Trumpet soloist William Berry encountered every brass player’s nightmare with a sticking valve on his piccolo trumpet at the beginning of G.P. Telemann’s Concerto in D. Berry dealt with it and gave Telemann’s work a delightful sparkle.

Two of Bach’s church cantatas provided the core of Saturday’s concert. But Schuller began the program with Marc-Antoine Charpentier’s Easter Week motet, “The Denial of St. Peter.” This tiny oratorio is seldom performed but deeply moving. Countertenor Josh Haberman was dramatically effective in projecting Peter’s three increasingly angry denials. And tenor Rockland Osgood’s singing of the part of Jesus was appropriately calm and resigned.

Had Bach known this Frenchman’s work – there is no reason to believe he did – the motet  might have been seen as an influence on the similarly anguished scene in Bach’s St. John Passion.

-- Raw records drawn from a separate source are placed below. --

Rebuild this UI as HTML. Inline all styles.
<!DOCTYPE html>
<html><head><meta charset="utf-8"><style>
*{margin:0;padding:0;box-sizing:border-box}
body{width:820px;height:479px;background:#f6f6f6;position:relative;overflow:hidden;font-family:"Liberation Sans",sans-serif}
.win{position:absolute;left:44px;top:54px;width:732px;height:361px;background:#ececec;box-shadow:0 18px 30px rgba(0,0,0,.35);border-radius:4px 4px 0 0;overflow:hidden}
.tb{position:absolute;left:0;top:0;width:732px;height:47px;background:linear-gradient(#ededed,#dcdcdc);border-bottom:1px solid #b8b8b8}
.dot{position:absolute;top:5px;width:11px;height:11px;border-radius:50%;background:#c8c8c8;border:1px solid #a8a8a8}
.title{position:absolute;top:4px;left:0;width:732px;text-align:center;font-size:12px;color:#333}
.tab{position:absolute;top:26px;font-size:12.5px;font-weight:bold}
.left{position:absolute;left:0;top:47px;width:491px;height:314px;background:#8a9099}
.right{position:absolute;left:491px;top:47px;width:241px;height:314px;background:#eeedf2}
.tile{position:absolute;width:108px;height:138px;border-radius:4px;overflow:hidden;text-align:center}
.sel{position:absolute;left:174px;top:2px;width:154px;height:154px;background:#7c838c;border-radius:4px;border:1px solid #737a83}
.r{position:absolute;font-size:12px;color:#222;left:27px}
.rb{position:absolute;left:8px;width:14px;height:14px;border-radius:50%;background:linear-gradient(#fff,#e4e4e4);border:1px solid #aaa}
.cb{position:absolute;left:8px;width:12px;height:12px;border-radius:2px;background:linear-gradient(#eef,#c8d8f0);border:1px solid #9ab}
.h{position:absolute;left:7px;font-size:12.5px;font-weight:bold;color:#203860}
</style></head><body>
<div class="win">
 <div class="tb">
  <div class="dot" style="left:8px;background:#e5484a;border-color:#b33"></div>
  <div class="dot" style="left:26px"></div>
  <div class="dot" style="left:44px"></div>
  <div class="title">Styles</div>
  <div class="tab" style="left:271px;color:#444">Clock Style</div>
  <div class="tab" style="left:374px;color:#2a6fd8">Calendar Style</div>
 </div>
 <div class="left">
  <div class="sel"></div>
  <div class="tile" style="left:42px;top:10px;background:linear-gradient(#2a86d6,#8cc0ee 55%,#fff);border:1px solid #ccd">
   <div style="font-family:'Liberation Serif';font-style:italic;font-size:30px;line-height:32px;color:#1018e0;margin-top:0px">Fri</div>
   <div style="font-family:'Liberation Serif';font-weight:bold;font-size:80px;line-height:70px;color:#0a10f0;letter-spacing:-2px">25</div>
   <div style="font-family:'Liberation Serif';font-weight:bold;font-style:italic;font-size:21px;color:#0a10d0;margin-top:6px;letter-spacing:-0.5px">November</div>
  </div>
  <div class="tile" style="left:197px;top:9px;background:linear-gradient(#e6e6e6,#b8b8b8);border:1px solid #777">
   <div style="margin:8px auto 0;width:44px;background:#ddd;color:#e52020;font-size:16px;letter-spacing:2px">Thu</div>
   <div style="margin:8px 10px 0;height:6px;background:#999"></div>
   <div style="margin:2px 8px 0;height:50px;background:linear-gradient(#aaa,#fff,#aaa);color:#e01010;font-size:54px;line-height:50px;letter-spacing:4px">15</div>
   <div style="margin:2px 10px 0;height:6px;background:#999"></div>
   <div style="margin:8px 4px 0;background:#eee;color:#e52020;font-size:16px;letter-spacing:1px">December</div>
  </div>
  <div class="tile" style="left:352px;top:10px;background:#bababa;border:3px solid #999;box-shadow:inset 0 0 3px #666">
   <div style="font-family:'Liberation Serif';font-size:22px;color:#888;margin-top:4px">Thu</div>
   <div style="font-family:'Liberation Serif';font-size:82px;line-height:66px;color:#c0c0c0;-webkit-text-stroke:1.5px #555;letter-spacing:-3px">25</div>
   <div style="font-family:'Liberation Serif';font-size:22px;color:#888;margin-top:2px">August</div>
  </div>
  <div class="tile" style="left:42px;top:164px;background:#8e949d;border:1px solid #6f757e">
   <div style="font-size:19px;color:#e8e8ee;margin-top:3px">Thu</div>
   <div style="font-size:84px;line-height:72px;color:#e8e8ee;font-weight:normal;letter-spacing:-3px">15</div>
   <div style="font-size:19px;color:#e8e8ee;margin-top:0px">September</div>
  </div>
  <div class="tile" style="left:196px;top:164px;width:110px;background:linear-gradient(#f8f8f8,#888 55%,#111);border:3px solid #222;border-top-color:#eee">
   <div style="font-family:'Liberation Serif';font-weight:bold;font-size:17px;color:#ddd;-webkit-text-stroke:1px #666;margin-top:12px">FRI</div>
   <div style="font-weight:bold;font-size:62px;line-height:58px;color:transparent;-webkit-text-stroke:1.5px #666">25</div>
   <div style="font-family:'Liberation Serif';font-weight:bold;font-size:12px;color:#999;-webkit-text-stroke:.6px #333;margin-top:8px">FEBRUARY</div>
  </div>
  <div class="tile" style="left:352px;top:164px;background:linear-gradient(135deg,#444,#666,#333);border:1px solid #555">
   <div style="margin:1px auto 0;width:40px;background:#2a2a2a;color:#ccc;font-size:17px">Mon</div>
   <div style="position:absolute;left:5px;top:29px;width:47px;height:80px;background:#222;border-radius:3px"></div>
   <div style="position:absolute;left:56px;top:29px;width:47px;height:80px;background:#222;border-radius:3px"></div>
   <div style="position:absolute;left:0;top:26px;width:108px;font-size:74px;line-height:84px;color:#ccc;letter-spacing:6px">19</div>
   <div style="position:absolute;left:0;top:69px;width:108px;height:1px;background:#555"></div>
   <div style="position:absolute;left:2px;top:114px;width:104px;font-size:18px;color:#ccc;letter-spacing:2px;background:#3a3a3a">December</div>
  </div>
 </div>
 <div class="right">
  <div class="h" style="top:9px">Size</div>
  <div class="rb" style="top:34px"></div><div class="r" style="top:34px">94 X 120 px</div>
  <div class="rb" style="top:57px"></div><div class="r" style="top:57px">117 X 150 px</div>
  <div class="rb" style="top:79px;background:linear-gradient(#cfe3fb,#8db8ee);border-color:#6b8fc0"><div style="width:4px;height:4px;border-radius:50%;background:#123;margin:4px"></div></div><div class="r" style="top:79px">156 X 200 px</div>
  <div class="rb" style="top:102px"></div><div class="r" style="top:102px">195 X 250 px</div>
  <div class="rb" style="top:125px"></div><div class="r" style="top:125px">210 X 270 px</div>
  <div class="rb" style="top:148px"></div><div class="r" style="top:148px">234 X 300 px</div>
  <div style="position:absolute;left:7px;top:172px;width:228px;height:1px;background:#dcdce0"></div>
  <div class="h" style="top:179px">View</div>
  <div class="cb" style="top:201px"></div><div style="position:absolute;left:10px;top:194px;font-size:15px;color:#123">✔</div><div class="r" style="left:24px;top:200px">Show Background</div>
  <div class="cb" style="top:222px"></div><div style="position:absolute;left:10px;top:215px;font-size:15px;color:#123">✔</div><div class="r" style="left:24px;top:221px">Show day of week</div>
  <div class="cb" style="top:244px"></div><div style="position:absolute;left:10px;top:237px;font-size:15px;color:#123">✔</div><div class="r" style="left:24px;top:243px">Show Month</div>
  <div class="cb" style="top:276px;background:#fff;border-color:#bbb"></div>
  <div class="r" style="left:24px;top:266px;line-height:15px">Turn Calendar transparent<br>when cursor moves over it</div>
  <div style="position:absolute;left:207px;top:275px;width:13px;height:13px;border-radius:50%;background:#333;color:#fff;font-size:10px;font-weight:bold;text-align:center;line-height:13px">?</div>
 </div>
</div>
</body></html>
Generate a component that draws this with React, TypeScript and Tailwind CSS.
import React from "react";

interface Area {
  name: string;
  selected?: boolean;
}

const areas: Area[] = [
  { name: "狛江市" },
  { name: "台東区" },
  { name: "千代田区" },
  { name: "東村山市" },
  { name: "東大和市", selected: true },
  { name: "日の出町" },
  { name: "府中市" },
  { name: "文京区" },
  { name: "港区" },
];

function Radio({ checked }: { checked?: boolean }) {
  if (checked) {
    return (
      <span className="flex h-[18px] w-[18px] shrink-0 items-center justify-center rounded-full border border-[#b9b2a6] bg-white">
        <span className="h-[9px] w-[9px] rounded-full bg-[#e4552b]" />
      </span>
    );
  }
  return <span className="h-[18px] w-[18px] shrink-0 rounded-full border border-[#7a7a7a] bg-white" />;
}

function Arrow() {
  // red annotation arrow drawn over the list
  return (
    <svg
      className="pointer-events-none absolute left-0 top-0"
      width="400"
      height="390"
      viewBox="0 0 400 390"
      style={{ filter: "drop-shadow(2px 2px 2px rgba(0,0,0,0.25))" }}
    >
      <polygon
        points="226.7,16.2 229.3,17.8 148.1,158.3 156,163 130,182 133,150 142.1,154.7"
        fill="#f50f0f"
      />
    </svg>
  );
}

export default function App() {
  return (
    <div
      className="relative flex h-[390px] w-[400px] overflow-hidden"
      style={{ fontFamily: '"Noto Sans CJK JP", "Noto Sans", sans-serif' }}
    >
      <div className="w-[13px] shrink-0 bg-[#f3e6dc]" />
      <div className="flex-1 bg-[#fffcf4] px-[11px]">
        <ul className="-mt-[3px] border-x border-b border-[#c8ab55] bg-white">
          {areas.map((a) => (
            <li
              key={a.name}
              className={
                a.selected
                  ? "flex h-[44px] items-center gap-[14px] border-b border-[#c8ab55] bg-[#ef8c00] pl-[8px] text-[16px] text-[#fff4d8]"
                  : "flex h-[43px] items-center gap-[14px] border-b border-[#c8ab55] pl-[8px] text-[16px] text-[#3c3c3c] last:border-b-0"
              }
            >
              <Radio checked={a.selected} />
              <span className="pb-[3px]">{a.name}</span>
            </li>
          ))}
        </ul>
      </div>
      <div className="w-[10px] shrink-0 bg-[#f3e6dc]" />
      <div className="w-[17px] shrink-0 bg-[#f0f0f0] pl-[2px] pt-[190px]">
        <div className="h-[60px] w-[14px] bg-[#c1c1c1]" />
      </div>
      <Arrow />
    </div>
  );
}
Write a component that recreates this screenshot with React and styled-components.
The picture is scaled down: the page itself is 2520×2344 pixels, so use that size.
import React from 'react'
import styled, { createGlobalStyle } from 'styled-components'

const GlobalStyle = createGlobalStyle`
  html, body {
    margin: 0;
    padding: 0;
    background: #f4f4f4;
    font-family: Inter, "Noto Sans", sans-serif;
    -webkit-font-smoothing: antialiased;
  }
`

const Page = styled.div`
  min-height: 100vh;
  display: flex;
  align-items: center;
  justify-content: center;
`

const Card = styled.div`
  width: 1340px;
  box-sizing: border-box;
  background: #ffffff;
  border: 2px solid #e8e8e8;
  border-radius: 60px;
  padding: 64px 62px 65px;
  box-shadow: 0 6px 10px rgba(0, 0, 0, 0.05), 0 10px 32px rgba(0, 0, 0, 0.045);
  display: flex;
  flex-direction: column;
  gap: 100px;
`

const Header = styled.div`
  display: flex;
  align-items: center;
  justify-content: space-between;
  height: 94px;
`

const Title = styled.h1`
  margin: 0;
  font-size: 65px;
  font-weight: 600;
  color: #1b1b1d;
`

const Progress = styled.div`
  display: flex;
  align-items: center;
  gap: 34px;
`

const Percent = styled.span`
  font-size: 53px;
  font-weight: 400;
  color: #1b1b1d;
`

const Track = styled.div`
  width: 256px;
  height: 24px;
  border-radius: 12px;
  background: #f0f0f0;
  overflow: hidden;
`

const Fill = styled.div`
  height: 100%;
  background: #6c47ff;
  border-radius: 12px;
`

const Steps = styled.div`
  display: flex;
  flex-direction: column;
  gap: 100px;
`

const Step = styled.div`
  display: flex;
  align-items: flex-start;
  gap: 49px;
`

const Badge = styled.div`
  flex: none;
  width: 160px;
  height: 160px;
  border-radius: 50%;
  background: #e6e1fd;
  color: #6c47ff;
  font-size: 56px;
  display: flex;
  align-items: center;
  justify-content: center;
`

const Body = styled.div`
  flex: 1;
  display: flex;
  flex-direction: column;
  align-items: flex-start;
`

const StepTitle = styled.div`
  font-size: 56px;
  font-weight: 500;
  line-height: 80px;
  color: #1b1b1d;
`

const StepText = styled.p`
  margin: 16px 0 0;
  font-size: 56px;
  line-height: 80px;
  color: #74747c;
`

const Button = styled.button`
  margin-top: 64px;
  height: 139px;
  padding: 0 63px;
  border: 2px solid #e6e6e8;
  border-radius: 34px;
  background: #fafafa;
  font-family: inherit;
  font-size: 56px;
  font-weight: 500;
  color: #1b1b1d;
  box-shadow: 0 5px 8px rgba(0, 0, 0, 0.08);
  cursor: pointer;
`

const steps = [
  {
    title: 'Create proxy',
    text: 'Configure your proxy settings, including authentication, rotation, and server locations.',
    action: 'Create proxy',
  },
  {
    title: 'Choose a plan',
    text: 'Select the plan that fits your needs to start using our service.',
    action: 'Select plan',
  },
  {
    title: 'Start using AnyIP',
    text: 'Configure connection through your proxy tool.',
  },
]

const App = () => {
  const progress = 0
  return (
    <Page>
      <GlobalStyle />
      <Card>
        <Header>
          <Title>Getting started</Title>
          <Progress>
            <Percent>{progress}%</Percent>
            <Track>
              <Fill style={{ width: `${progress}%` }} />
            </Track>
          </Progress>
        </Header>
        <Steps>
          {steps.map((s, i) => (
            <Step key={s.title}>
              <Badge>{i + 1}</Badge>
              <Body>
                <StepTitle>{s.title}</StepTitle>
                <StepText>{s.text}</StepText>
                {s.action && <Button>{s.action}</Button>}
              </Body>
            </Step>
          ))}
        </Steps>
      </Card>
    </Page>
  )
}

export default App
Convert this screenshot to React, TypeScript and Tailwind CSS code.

Schuller chose the earliest known of Bach’s church cantatas, along with one of the first cantatas Bach wrote on assuming his job in Leipzig for Saturday’s concert. Both have startling endings. Cantata No. 77, “Du sollt Gott, deinen Herren, lieben” (Thou Shalt Love the Lord, thy God), ends with a harmony that sounds one chord short of a satisfying end. Cantata No. 71, “Gott ist mein König” (God is My King), does not end so much as it stops abruptly.

Saturday’s performance had the advantage of excellent soloists along with a responsive chorus and orchestra. Soprano Janet Brown brought her customary uncanny skill with Bach’s florid melodies and complex ornamentation, but she never let that virtuosity intrude on her arias’ emotional intensity. 

Mezzo-soprano Katherine Growdon showed a glowing tone and great versatility in her two arias, both with trumpet obbligato. The lament “Ach, es bleibt in meiner Liebe” (Ah, There Remains in My Love) from Cantata No. 77 has an unusually soft and lyrical trumpet line played with subtle warmth by Berry and matched by Growdon.  The firmly martial “Durch mächtige Kraft” (Through Powerful Strength) from Cantata No. 71 features three trumpets and timpani with Growdon showing the heft called for in the text. 

Bass soloist Donald Wilkinson, who in past festivals has shown the strength of his high register, showed the depths of his range Saturday in “Tag und Nacht ist Dein” (Day and Night are Thine) from Cantata No. 71. Osgood sang with the agility and clarity that Bach Festival audience have come to expect from him.